The new amendment to the citizenship law was intended to speed up the process of providing citizenship to persecuted religious minorities. The underlying specifics only permitted non-Muslims from three neighboring Muslim countries to apply. It appears that the Citizenship Act amendments was squarely aimed at helping the Bharatiya Janata Party’s election prospects in West Bengal.
A month after the amendment, Modi is still dealing with the fallout of the amendments. Protests against the have brought people who are against the amendments to the streets as well as the deaths of more than 20 in police violence.
The Administration Had a Plan
The administration had a plan to deal with any pushback. As part of the passage of the amendments, the government extended further concessions to states in the North East. It now appears that protesters in the North East also fear that the amendments would cause demographic changes.
Many in the government are not taking the changes sitting down. Left Front-ruled Kerala and Congress-ruled Chhattisgarh governments have already approached the Supreme Court calling the citizenship amendments unconstitutional. Some of the chief ministers such as Mamata Banerjee of West Bengal and Pinarayi Vijayan of Kerala have also been reported as saying that they would not implement the CAA. This comes despite the governments in the states understanding that they cannot refuse to implement a law that has been passed by Parliament. What they can do is challenge a law if Parliament infringes upon the rights of the state legislatures.
The state legislatures are experiencing blowback from the Modi government.

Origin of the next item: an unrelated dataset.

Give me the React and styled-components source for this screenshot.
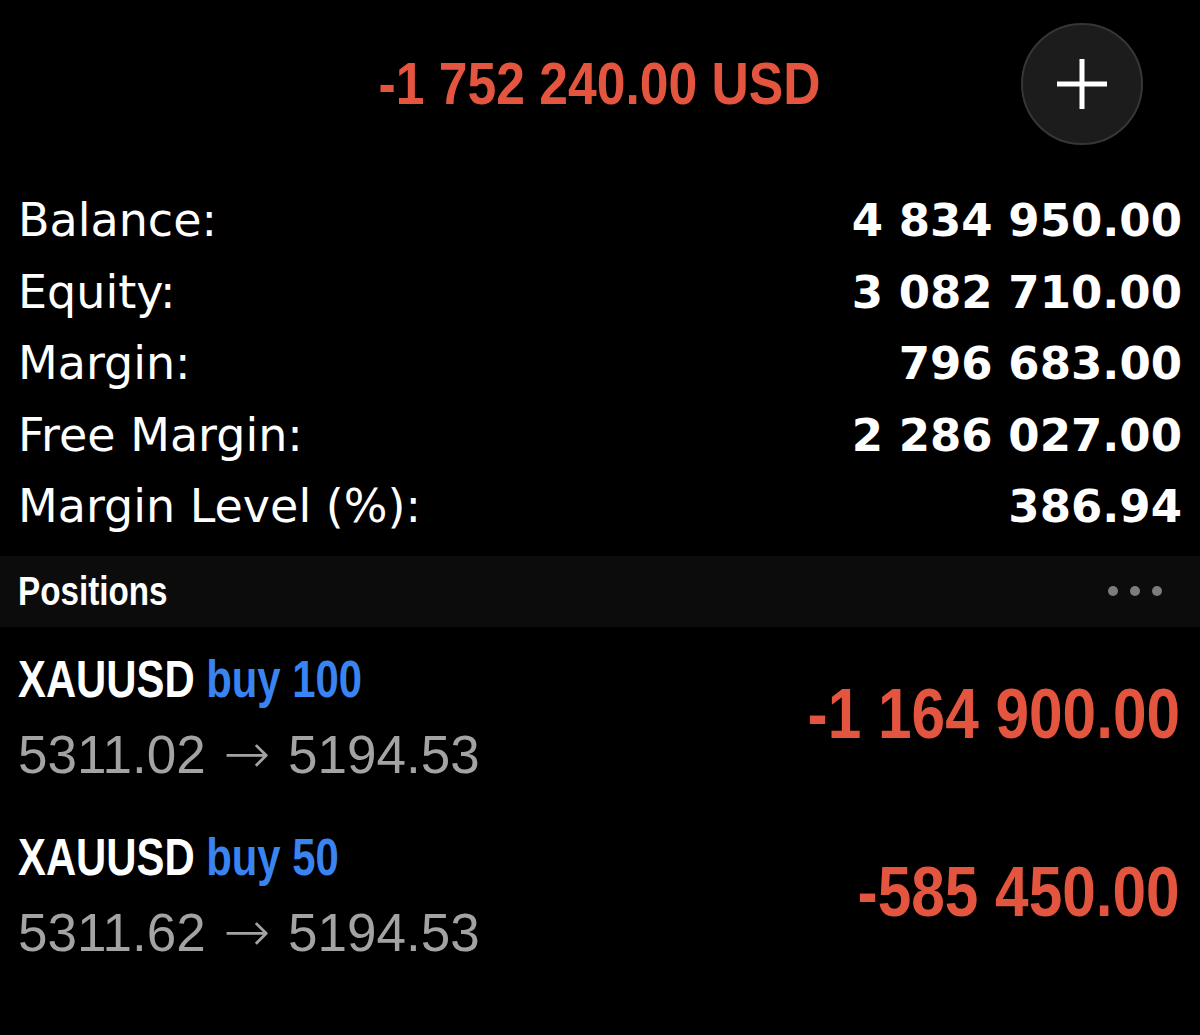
import styled, { createGlobalStyle } from "styled-components";

// No condensed face is installed, so the compact headings are Liberation Sans Bold squeezed horizontally.
const compact = `
    font-family: "Liberation Sans", Arial, sans-serif;
    font-weight: 700;
    display: inline-block;
    white-space: nowrap;
`;

const summary = [
    { label: "Balance:", value: "4 834 950.00" },
    { label: "Equity:", value: "3 082 710.00" },
    { label: "Margin:", value: "796 683.00" },
    { label: "Free Margin:", value: "2 286 027.00" },
    { label: "Margin Level (%):", value: "386.94" },
];

const positions = [
    { symbol: "XAUUSD", side: "buy 100", open: "5311.02", current: "5194.53", profit: "-1 164 900.00" },
    { symbol: "XAUUSD", side: "buy 50", open: "5311.62", current: "5194.53", profit: "-585 450.00" },
];

export default function App() {
    return (
        <>
            <GlobalStyle />
            <Screen>
                <Header>
                    <span />
                    <Total>-1 752 240.00 USD</Total>
                    <AddButton aria-label="New order">
                        <svg width="52" height="52" viewBox="0 0 52 52">
                            <path d="M26 1v50M1 26h50" stroke="#fff" strokeWidth="5" />
                        </svg>
                    </AddButton>
                </Header>

                <Summary>
                    {summary.map((row) => (
                        <SummaryRow key={row.label}>
                            <Label>{row.label}</Label>
                            <Value>{row.value}</Value>
                        </SummaryRow>
                    ))}
                </Summary>

                <SectionBar>
                    <SectionTitle>Positions</SectionTitle>
                    <Dots>
                        <Dot />
                        <Dot />
                        <Dot />
                    </Dots>
                </SectionBar>

                {positions.map((p) => (
                    <PositionRow key={p.side}>
                        <PositionInfo>
                            <div>
                                <Symbol>
                                    {p.symbol} <Side>{p.side}</Side>
                                </Symbol>
                            </div>
                            <Prices>
                                {p.open} <Arrow>→</Arrow> {p.current}
                            </Prices>
                        </PositionInfo>
                        <Profit>{p.profit}</Profit>
                    </PositionRow>
                ))}
            </Screen>
        </>
    );
}

const GlobalStyle = createGlobalStyle`
    html, body {
        margin: 0;
        padding: 0;
        background: #000;
    }
`;

const Screen = styled.div`
    width: 1200px;
    height: 1035px;
    background: #000;
    color: #fff;
    overflow: hidden;
`;

const Header = styled.div`
    display: grid;
    grid-template-columns: 1fr auto 1fr;
    align-items: center;
    padding: 23px 57px 0;
    height: 122px;
`;

const Total = styled.div`
    ${compact}
    font-size: 59px;
    line-height: 1;
    color: #e4553f;
    transform: scaleX(0.875);
    transform-origin: center;
`;

const AddButton = styled.button`
    justify-self: end;
    width: 122px;
    height: 122px;
    border-radius: 50%;
    border: 2px solid #363636;
    background: #1c1c1c;
    display: flex;
    align-items: center;
    justify-content: center;
    padding: 0;
`;

const Summary = styled.div`
    margin-top: 40px;
    padding: 0 18px;
`;

const SummaryRow = styled.div`
    display: flex;
    justify-content: space-between;
    align-items: baseline;
    height: 71.5px;
    line-height: 71.5px;
`;

const Label = styled.span`
    font-family: "DejaVu Sans", sans-serif;
    font-size: 46px;
    color: #fff;
`;

const Value = styled.span`
    font-family: "DejaVu Sans", sans-serif;
    font-weight: 700;
    font-size: 45px;
    color: #fff;
`;

const SectionBar = styled.div`
    margin-top: 13px;
    height: 71px;
    background: #0c0c0c;
    display: flex;
    align-items: center;
    justify-content: space-between;
    padding: 0 38px 0 18px;
`;

const SectionTitle = styled.span`
    ${compact}
    font-size: 41px;
    color: #fff;
    transform: scaleX(0.81);
    transform-origin: left;
`;

const Dots = styled.div`
    display: flex;
    gap: 12px;
`;

const Dot = styled.span`
    width: 10px;
    height: 10px;
    border-radius: 50%;
    background: #7c7c7c;
`;

const PositionRow = styled.div`
    display: flex;
    justify-content: space-between;
    align-items: center;
    padding: 21px 20px 8px 18px;
`;

const PositionInfo = styled.div`
    display: flex;
    flex-direction: column;
`;

const Symbol = styled.span`
    ${compact}
    font-size: 51px;
    line-height: 64px;
    color: #fff;
    transform: scaleX(0.82);
    transform-origin: left;
`;

const Side = styled.span`
    color: #3a84f2;
`;

const Prices = styled.div`
    font-family: "Liberation Sans", sans-serif;
    font-size: 53px;
    line-height: 84px;
    color: #a3a3a3;
    white-space: nowrap;
`;

const Arrow = styled.span`
    font-family: "DejaVu Sans ExtraLight", "DejaVu Sans", sans-serif;
    font-weight: 200;
    font-size: 56px;
    margin: 0 3px;
`;

const Profit = styled.div`
    ${compact}
    font-size: 70px;
    line-height: 70px;
    color: #e4553f;
    padding-bottom: 16px;
    transform: scaleX(0.862);
    transform-origin: right;
`;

Prime Minister Narendra Modi questioned the Opposition leaders, particularly those in Bengal and Kerala in December over their statements about not implementing the CAA.

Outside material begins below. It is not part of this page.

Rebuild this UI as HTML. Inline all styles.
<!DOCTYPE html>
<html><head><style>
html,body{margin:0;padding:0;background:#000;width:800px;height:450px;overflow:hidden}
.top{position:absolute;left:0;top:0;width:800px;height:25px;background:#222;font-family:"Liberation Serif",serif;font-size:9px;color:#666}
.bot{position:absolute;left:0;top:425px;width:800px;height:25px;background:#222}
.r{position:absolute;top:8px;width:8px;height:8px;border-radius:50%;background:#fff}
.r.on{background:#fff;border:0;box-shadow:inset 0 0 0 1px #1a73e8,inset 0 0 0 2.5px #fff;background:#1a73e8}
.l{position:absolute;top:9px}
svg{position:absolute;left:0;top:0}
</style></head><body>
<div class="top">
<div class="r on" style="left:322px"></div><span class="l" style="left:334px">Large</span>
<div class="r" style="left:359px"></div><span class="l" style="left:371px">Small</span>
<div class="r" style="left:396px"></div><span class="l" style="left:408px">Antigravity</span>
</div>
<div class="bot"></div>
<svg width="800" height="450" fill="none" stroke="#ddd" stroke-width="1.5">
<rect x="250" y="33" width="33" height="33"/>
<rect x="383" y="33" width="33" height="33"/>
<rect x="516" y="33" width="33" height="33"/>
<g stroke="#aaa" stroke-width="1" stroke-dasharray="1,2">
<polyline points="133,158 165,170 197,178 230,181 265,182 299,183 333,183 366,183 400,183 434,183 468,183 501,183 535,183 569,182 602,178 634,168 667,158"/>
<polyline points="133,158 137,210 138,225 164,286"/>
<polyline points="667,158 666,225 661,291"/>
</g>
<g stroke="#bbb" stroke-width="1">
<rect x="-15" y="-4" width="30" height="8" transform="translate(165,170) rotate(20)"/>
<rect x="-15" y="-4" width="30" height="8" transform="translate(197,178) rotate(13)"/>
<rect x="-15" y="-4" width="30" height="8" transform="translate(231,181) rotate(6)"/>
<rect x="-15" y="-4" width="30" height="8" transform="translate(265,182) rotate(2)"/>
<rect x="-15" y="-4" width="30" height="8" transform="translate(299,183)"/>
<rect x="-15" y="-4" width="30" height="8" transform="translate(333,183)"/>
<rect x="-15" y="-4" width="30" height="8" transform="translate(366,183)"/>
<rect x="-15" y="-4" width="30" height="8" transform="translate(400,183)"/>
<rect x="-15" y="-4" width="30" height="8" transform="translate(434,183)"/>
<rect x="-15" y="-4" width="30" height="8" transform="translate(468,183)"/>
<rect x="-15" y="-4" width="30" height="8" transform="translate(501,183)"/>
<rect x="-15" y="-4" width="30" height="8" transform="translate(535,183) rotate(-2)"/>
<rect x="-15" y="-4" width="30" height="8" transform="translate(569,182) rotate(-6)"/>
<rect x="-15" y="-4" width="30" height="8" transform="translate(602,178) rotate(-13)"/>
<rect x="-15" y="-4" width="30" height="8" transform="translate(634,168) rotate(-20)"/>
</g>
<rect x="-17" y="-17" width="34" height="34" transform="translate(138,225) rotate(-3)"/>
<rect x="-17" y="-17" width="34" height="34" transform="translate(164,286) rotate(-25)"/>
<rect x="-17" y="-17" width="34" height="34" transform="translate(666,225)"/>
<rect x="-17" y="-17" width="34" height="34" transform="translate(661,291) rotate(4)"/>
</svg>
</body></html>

The state governments that have said they cannot implement the citizenship amendments likely do not have that option legally. Politically, the Opposition-ruled states can resort to a political battle with the Modi government until the Supreme Court settles the debate. Given the political nature of the protests to the citizenship amendment by state governments, the BJP leaders including PM Modi have blamed the continued protests on the Congress. This appears to be more of a political battle than a movement against a new amendment. The anti-CAA resolutions by the opposition-ruled states will likely continue to be a political fight with PM Modi, as opposed to a growing movement against a religious issue.